On one hand, they say they are merely platforms for people who post content, and as platform providers are not responsible for what appears. On the other hand (isn’t there always), they actively determine what appears on their platforms, in the same way newspapers decide what stories to run.
Can social media platforms really say with a straight face that they are not responsible for what appears on their platforms when they determine what constitutes suitable content?
Internet social media platforms are granted broad safe harbor protections against legal liability for any content users post on their platforms. The arguments these platforms make for escaping legal liability are spelled out in one sentence in Section 230 of the 1996 Communications Decency Act: “No provider of an interactive computer service shall be treated as the publisher or speaker of any information provided by another information content provider.” In essence, Section 230 gives websites immunity from liability for what their users post.
As Congress considers amending or repealing Section 230, perhaps one immediate step should be to give the Federal Communications Commission oversight of the platforms’ content decisions.
The Communications Decency Act passed in 1996 when the Internet was in its infancy and Congress was concerned that subjecting hosting platforms to the same civil liability as all other businesses would retard their growth. It was written before Facebook and Google existed.
In effect, big tech companies benefit from a federal law that specifically protects them. The same sweetheart deal is not available to traditional media companies and publishers. When you grant platforms complete immunity for the content their users post, you also reduce their incentives to remove content that causes social harm.
Congress’s expectation in enacting Section 230 was at least two-fold. First, it hoped protection from civil suits would provide an incentive for websites to create a family-friendly online environment that would shield children, hence the Good Samaritan title of this section. Second, Congress hoped it would promote the growth of the fledgling Internet economy by giving it partial protection from federal and state regulation.
Fast forward 25 years and things look a whole lot different than they did in 1996. The Section 230 protections are now desperately out of date. The largest and most powerful companies today are big tech companies that have enormous resources and advanced algorithms they use to help them moderate content. It is time to rethink and revise the protections.

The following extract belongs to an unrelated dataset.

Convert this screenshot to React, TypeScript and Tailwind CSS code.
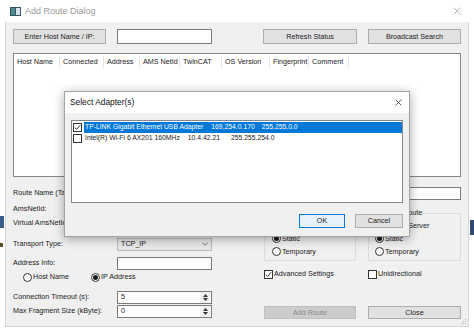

There is growing consensus for updating Section 230. Both Democrats and Republicans apparently agree that these companies should not receive this government subsidy free of any responsibility and that they should moderate content in a politically neutral manner to provide “a forum for a true diversity of political discourse”. During his presidential campaign, President Biden said Section 230 should be “revoked, immediately.” Senator Lindsey Graham (R-SC) has said: “Section 230 as it exists today has got to give.”
Before amending Section 230, Congress should make sure that changing it won’t do more harm than good. While lawmakers argue about whether Section 230 should be amended or indeed repealed, one simple and immediate step toward making big tech companies more transparent would be to require them to submit to an external audit conducted by the Federal Communications Commission.
Such an approach is not perfect, of course, but it would force the network platform companies to have to prove that their algorithms and content-removal practices moderate content in a politically neutral manner, not partisan instruments and prioritize truthfulness and accuracy over user engagement.
This would be consistent with one of Congress’s findings when it enacted Section 230: “The Internet and other interactive computer services offer a forum for a true diversity of political discussion, unique opportunities for cultural development, and myriad avenues for intellectual activity.”